Australia is locking up queer refugees on a remote Pacific island

Australia is locking up queer refugees on a remote Pacific island.
Twenty-eight-year-old Mohsen, who is bisexual and a Christian convert, fled his home in Iran after his uncle threatened to kill him. Mohsen was hoping to take shelter in Australia, but the boat smuggling him there was stopped at sea, BuzzFeed News’ J. Lester Feder and Soudeh Rad report. “Now he is trapped on Papua New Guinea’s Manus Island. He has twice been beaten by off-duty immigration officers in the past year and is now afraid to leave his room,” Feder and Rad write.
Mohsen is one of more than 1,300 asylum-seekers whom Australia has sent to what is called the Manus Island detention center — a facility for single men and teenage boys. About 1,300 miles to the east, on the island nation of Nauru, several hundred women and families are also being detained.

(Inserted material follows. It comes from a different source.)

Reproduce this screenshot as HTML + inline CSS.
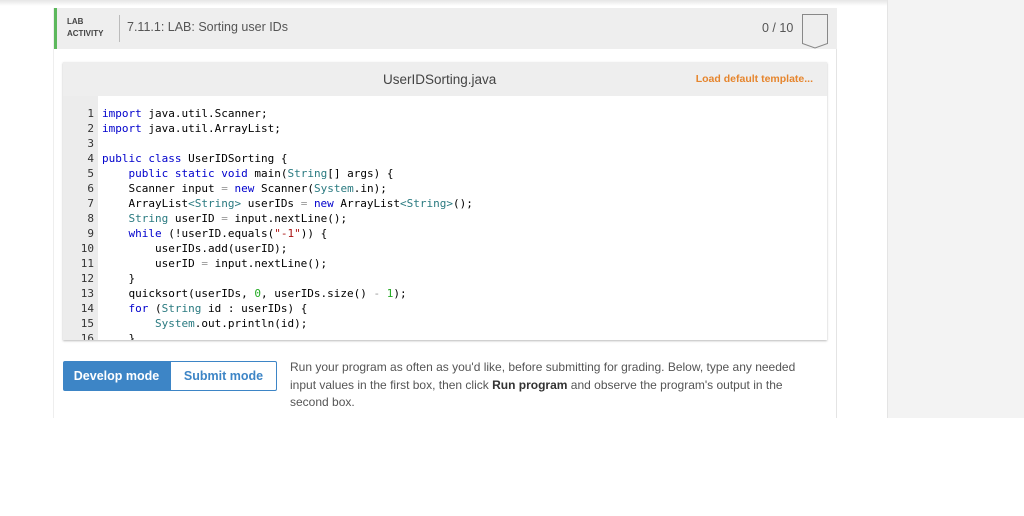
<!DOCTYPE html>
<html><head><style>
*{margin:0;padding:0;box-sizing:border-box}
body{width:1024px;height:516px;background:#fff;position:relative;overflow:hidden;font-family:"Liberation Sans",sans-serif;color:#333}
.top{position:absolute;left:0;top:0;width:887px;height:6px;background:linear-gradient(#e6e6e6,#fff)}
.rp{position:absolute;left:887px;top:0;width:137px;height:418px;background:#f3f3f3;border-left:1px solid #e4e4e4}
.card{position:absolute;left:53px;top:8px;width:784px;height:410px;background:#fff;border-right:1px solid #e4e4e4;border-left:1px solid #eee}
.hdr{position:absolute;left:0;top:0;width:783px;height:41px;background:#eee;border-left:3px solid #5cb85c}
.lab{position:absolute;left:10px;top:8px;font-size:8px;font-weight:bold;line-height:12px;color:#444}
.sep{position:absolute;left:62px;top:7px;width:1px;height:27px;background:#bbb}
.title{position:absolute;left:70px;top:12px;font-size:12.5px;color:#555}
.score{position:absolute;left:705px;top:13px;font-size:12.5px;color:#555}
.ed{position:absolute;left:63px;top:62px;width:764px;height:278px;box-shadow:0 1px 2px #bbb}
.edh{height:34px;background:#eee;position:relative}
.fn{position:absolute;left:320px;top:10px;font-size:13.5px;color:#444}
.ld{position:absolute;right:14px;top:11px;font-size:10.5px;font-weight:bold;color:#e6852d}
.code{position:absolute;top:34px;left:0;width:764px;height:244px;background:#fff;overflow:hidden}
.gut{position:absolute;left:0;top:0;width:35px;height:244px;background:#ececec}
pre{position:absolute;top:10px;left:0;font-family:"DejaVu Sans Mono",monospace;font-size:11px;line-height:15px;color:#000}
.n{display:inline-block;width:31px;text-align:right;color:#333;margin-right:8px}
.k{color:#00c}.t{color:#2a7a80}.s{color:#a11}.d{color:#2a2}.o{color:#999}
.bd{position:absolute;left:63px;top:361px;width:107px;height:30px;background:#3d85c6;color:#fff;font-size:12.5px;font-weight:bold;text-align:center;line-height:30px;border-radius:2px 0 0 2px}
.bs{position:absolute;left:170px;top:361px;width:107px;height:30px;border:1px solid #3d85c6;color:#3d85c6;font-size:12.5px;font-weight:bold;text-align:center;line-height:28px;border-radius:0 2px 2px 0}
.txt{position:absolute;left:290px;top:359px;width:525px;font-size:12px;line-height:17.5px;color:#555}
.txt b{color:#333}
</style></head><body>
<div class="top"></div>
<div class="rp"></div>
<div class="card">
 <div class="hdr">
  <div class="lab">LAB<br>ACTIVITY</div>
  <div class="sep"></div>
  <div class="title">7.11.1: LAB: Sorting user IDs</div>
  <div class="score">0 / 10</div>
  <svg style="position:absolute;left:744px;top:5px" width="28" height="38"><path d="M1.5 1.5H26.5V30.5L14 35L1.5 30.5Z" fill="none" stroke="#888" stroke-width="1"/></svg>
 </div>
</div>
<div class="ed">
 <div class="edh"><div class="fn">UserIDSorting.java</div><div class="ld">Load default template...</div></div>
 <div class="code"><div class="gut"></div>
<pre><span class="n">1</span><span class="k">import</span> java.util.Scanner;
<span class="n">2</span><span class="k">import</span> java.util.ArrayList;
<span class="n">3</span>
<span class="n">4</span><span class="k">public</span> <span class="k">class</span> UserIDSorting {
<span class="n">5</span>    <span class="k">public</span> <span class="k">static</span> <span class="k">void</span> main(<span class="t">String</span>[] args) {
<span class="n">6</span>    Scanner input <span class="o">=</span> <span class="k">new</span> Scanner(<span class="t">System</span>.in);
<span class="n">7</span>    ArrayList<span class="t">&lt;String&gt;</span> userIDs <span class="o">=</span> <span class="k">new</span> ArrayList<span class="t">&lt;String&gt;</span>();
<span class="n">8</span>    <span class="t">String</span> userID <span class="o">=</span> input.nextLine();
<span class="n">9</span>    <span class="k">while</span> (!userID.equals(<span class="s">"-1"</span>)) {
<span class="n">10</span>        userIDs.add(userID);
<span class="n">11</span>        userID <span class="o">=</span> input.nextLine();
<span class="n">12</span>    }
<span class="n">13</span>    quicksort(userIDs, <span class="d">0</span>, userIDs.size() <span class="o">-</span> <span class="d">1</span>);
<span class="n">14</span>    <span class="k">for</span> (<span class="t">String</span> id : userIDs) {
<span class="n">15</span>        <span class="t">System</span>.out.println(id);
<span class="n">16</span>    }
</pre>
 </div>
</div>
<div class="bd">Develop mode</div>
<div class="bs">Submit mode</div>
<div class="txt">Run your program as often as you'd like, before submitting for grading. Below, type any needed input values in the first box, then click <b>Run program</b> and observe the program's output in the second box.</div>
</body></html>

“Not only do refugees on Manus Island spend years in a horrific detention center, their asylum applications are processed in Papua New Guinea instead of Australia … This means that LGBT asylum-seekers are being forced to seek asylum in a country that criminalizes homosexuality, which human rights advocates say is a direct violation of prohibitions in international law against deporting people to places where they have a well-founded fear of persecution,” Feder and Rad write.
Manus Island is an island belonging to Papua New Guinea, more than 600 miles from the northern tip of Australia’s mainland.
Manus Island is an island belonging to Papua New Guinea, more than 600 miles from the northern tip of Australia’s mainland.